In Praise Of The Good, Kind, Gentle Father

The other week, chasing something to watch after inhaling Mare of Easttown, I stayed up way too late and watched the HBO limited series The Undoing with Nicole Kidman and Hugh Grant.

 

In Praise Of The Good, Kind, Gentle Father

In Praise Of The Good, Kind, Gentle Father

Honestly, I do not recommend watching this series if you were raised by a narcissistic or sociopathic father figure. Unless you’re relatively deep into your healing journey. And need a sobering reminder of why you’ve firmly estranged yourself from that person in your life.

In that way, it’s a great digital validation.

Otherwise, it’s a very triggering show. It took a few nights to get the graphic images to leave my mind’s eye so I could sleep easy.

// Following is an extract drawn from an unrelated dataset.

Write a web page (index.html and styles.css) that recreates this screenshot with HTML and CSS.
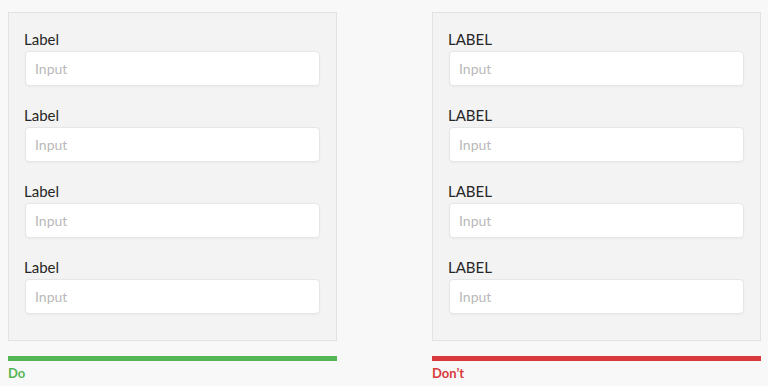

But after going down that dark, streaming rabbit hole, I was once again reminded of the unrelenting dearth of media portrayals of the good, kind, gentle father.

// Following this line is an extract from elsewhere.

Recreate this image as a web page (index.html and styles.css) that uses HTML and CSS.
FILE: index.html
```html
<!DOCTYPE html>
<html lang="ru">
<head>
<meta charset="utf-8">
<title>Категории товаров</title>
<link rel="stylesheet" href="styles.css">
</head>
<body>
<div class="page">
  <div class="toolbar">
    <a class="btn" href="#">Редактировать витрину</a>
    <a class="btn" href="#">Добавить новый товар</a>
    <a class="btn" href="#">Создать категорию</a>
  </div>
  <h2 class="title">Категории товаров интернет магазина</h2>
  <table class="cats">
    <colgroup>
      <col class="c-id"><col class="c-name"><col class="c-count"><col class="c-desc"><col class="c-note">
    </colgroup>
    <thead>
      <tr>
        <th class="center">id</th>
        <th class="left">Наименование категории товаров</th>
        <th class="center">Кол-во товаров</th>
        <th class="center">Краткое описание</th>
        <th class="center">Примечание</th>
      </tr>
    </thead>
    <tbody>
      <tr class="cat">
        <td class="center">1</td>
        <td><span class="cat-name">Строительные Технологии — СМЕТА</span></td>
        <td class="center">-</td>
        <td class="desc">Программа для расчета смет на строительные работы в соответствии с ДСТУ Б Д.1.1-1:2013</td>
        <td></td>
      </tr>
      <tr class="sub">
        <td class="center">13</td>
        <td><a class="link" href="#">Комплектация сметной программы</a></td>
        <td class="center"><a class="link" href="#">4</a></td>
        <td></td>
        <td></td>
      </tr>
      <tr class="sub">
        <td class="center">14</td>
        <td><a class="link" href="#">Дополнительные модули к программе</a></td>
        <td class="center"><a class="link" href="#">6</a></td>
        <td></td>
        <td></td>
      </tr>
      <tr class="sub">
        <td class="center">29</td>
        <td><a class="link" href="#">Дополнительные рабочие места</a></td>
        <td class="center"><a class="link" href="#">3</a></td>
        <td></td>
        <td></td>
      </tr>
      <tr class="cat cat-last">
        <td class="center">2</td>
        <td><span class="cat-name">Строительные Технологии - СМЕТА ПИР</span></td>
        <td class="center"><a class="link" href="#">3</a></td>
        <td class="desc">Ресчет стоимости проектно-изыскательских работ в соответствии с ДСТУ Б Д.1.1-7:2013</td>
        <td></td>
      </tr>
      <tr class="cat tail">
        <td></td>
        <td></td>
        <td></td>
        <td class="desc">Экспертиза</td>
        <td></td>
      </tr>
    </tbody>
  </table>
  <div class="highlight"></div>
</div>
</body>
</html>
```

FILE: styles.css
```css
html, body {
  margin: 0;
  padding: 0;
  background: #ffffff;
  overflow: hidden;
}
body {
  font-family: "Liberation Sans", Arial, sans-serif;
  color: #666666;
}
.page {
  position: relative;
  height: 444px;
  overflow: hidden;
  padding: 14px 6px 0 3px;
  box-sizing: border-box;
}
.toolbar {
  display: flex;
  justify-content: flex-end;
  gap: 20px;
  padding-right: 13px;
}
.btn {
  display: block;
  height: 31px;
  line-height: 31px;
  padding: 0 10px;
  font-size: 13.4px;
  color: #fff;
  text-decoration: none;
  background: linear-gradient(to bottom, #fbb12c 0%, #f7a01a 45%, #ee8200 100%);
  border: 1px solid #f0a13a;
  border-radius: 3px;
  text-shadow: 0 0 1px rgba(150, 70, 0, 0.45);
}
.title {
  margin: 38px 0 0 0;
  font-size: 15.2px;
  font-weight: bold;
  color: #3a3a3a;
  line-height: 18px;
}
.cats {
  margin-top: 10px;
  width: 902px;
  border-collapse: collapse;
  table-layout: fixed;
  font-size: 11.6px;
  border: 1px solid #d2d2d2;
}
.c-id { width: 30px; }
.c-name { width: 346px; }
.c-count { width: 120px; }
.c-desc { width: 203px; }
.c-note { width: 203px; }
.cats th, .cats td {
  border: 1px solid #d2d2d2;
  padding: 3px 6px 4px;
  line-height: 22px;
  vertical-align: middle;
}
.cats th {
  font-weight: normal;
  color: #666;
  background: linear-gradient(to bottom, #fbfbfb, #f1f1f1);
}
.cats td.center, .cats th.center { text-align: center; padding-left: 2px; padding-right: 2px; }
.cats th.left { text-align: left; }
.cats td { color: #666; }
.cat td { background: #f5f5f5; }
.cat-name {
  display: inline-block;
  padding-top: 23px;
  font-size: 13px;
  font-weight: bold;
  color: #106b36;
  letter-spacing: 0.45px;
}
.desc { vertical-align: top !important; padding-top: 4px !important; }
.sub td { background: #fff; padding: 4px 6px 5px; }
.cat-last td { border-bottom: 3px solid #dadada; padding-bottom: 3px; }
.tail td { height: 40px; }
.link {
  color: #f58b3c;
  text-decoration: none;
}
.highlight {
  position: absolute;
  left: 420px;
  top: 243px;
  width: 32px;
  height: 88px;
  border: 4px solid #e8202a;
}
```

The strong, driven, protective, accomplished, charming, and handsome father figure/head of the family abounds in media across a spectrum of health – from functional to dysfunctional (The Undoing’s main character was the epitome of dysfunctional with another character falling less severely on the dysfunctional side, but still on it).

But these portrayals – even the really loving, loyal father figures – often fall into tropes of traditional, Patriarchal ideals, limiting what our boys and men can see themselves in, and also what we – as folks who come from relational trauma histories – may model our reparative inner fathering after.

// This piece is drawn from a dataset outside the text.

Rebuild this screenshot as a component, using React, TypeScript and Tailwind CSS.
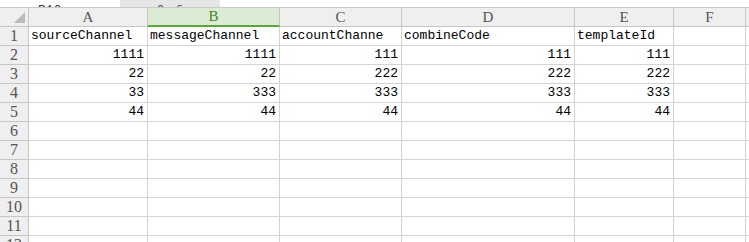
const COLS = ["A", "B", "C", "D", "E", "F"];

const HEADERS = ["sourceChannel", "messageChannel", "accountChanne", "combineCode", "templateId"];

const DATA: string[][] = [
  ["1111", "1111", "111", "111", "111"],
  ["22", "22", "222", "222", "222"],
  ["33", "333", "333", "333", "333"],
  ["44", "44", "44", "44", "44"],
];

const ROW_COUNT = 12;

const cellFont = { fontFamily: '"Liberation Mono", "Noto Sans CJK SC", monospace' };
const headFont = { fontFamily: '"Liberation Serif", "Noto Sans CJK SC", serif' };

export default function App() {
  const rows: (string[] | null)[] = [];
  for (let i = 0; i < ROW_COUNT; i++) {
    if (i === 0) rows.push(HEADERS);
    else if (i <= DATA.length) rows.push(DATA[i - 1]);
    else rows.push(null);
  }

  return (
    <div className="w-[749px] h-[242px] overflow-hidden bg-white" style={cellFont}>
      {/* Toolbar strip, cut off at the top */}
      <div className="h-[8px] flex border-b border-[#c9c9c9] overflow-hidden">
        <div className="w-[120px] flex items-end pl-[38px]">
          <span className="text-[13px] leading-[13px] -mb-[10px] text-[#333]">B16</span>
        </div>
        <div className="w-[100px] bg-[#e6e6e6] flex items-end pl-[37px] gap-[10px]">
          <span className="text-[12px] leading-[12px] -mb-[10px] text-[#555]">Q</span>
          <span className="text-[12px] leading-[12px] -mb-[10px] text-[#555] italic">fx</span>
        </div>
        <div className="flex-1" />
      </div>

      <div className="grid grid-cols-[29px_119px_132px_122px_173px_99px_72px_1fr] auto-rows-[19px]">
        {/* Column header row */}
        <div className="relative bg-[#efefef] border-r border-b border-[#c6c6c6]">
          <div className="absolute right-[3px] bottom-[3px] w-0 h-0 border-l-[11px] border-l-transparent border-b-[11px] border-b-[#bcbcbc]" />
        </div>
        {COLS.map((c) =>
          c === "B" ? (
            <div
              key={c}
              style={headFont}
              className="bg-[#dcebd5] border-r border-[#c6c6c6] border-b-2 border-b-[#5aa63a] flex items-center justify-center text-[15px] text-[#3f8a25]"
            >
              {c}
            </div>
          ) : (
            <div
              key={c}
              style={headFont}
              className="bg-[#efefef] border-r border-b border-[#c6c6c6] flex items-center justify-center text-[15px] text-[#555]"
            >
              {c}
            </div>
          )
        )}
        <div className="bg-[#efefef] border-b border-[#c6c6c6]" />

        {/* Body rows */}
        {rows.map((r, i) => (
          <Row key={i} index={i} values={r} />
        ))}
      </div>
    </div>
  );
}

function Row({ index, values }: { index: number; values: string[] | null }) {
  const isHeader = index === 0;
  return (
    <>
      <div
        style={headFont}
        className="bg-[#efefef] border-r border-b border-[#c6c6c6] flex items-center justify-center text-[16px] text-[#555]"
      >
        {index + 1}
      </div>
      {COLS.map((c, j) => {
        const v = values && j < values.length ? values[j] : "";
        return (
          <div
            key={c}
            className={`border-r border-b border-[#d4d4d4] flex items-end pb-[1px] text-[13px] leading-[16px] text-black whitespace-nowrap ${
              isHeader ? "justify-start pl-[2px]" : "justify-end pr-[3px]"
            }`}
          >
            {v}
          </div>
        );
      })}
      <div className="border-b border-[#d4d4d4]" />
    </>
  );
}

If you’ve been a reader of mine for some time, you know that a core tenet of my relational trauma recovery work centers on helping folks actively reparent themselves – treating themselves as a good enough mother or father would have ideally done for them.

But both roles – mothering and fathering – are so heavily laden with millennia of Patriarchal, Capitalist, Colonialist conditioning that it can sometimes be hard to resonate with the typical “archetypes” of mother and father as you do this relational trauma recovery work.

So today’s little essay is a response to that, to fathering in particular.

It’s a love letter in praise of the good, kind, gentle father. The one who doesn’t necessarily fit the traditional model of what a “man” and father is. But who is, nonetheless, a force of good and healing in the world.

Today’s little essay is a lens widener. It’s an alternate perspective.

It’s a list of actions and ways of being that you may see yourself or someone you love in.

And it’s an aspirational action list for your own re-fathering journey should the “typical” father models just not resonate with you.

In Praise Of The Good, Kind, Gentle Father.

The good, kind, gentle father may never be the guy who starts a company. Makes a million. Accumulates professional accomplishments. Or gets a building named after him.

He may not be the brawniest, the boldest, the loudest, the tallest, the Captain of all he touches.